For precision applications:

• Use 1% tolerance capacitors
• Measure actual capacitance with an LCR meter
• Account for temperature coefficients (e.g., X7R vs Y5V ceramics)

Can I use this calculator for AC circuits?

This calculator models DC charging behavior. For AC circuits:

• Capacitive reactance X_C = 1/(2πfC) replaces R in current calculations
• Current leads voltage by 90° in pure capacitive circuits
• Use our AC Capacitor Calculator for frequency-domain analysis

For AC with DC offset (like rectified power supplies), combine both analyses.

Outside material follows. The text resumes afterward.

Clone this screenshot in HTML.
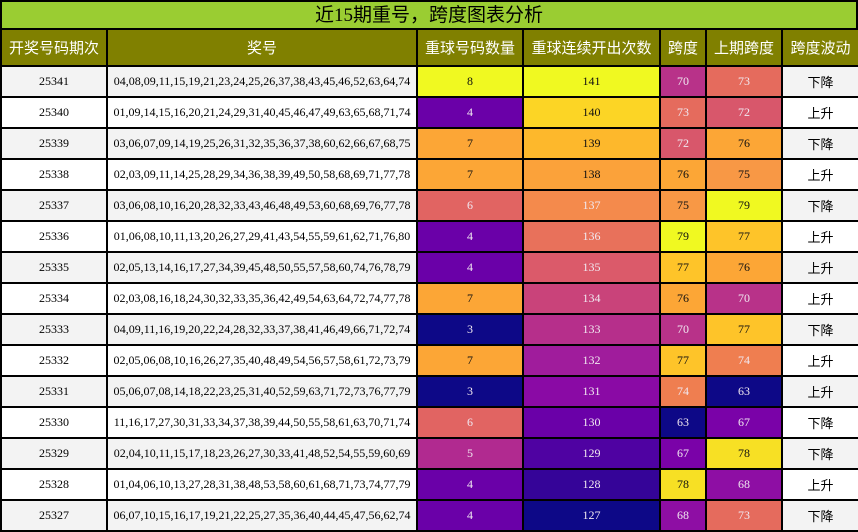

What safety precautions should I take when measuring charge currents?

High inrush currents and stored energy pose hazards:

1. Always discharge capacitors before handling (short terminals with a resistor).
2. Use current-limited power supplies when testing.
3. Wear safety glasses – exploding capacitors can eject fragments.
4. For high-voltage (>50V) or large capacitors (>1000µF), use bleed resistors.
5. Never touch capacitor terminals directly after power removal.

Consult OSHA electrical safety guidelines for professional work.

How does temperature affect capacitor charging behavior?

Temperature influences:

• Capacitance: Ceramics can vary ±15% over temperature; electrolytics typically decrease at low temps.
• ESR: Increases at low temperatures (especially for electrolytics), reducing initial current.
• Leakage Current: Doubles every 10°C, affecting long-term charge retention.
• Dielectric Absorption: Causes “memory” effects in some capacitor types.

For critical applications, test components at operating temperature extremes.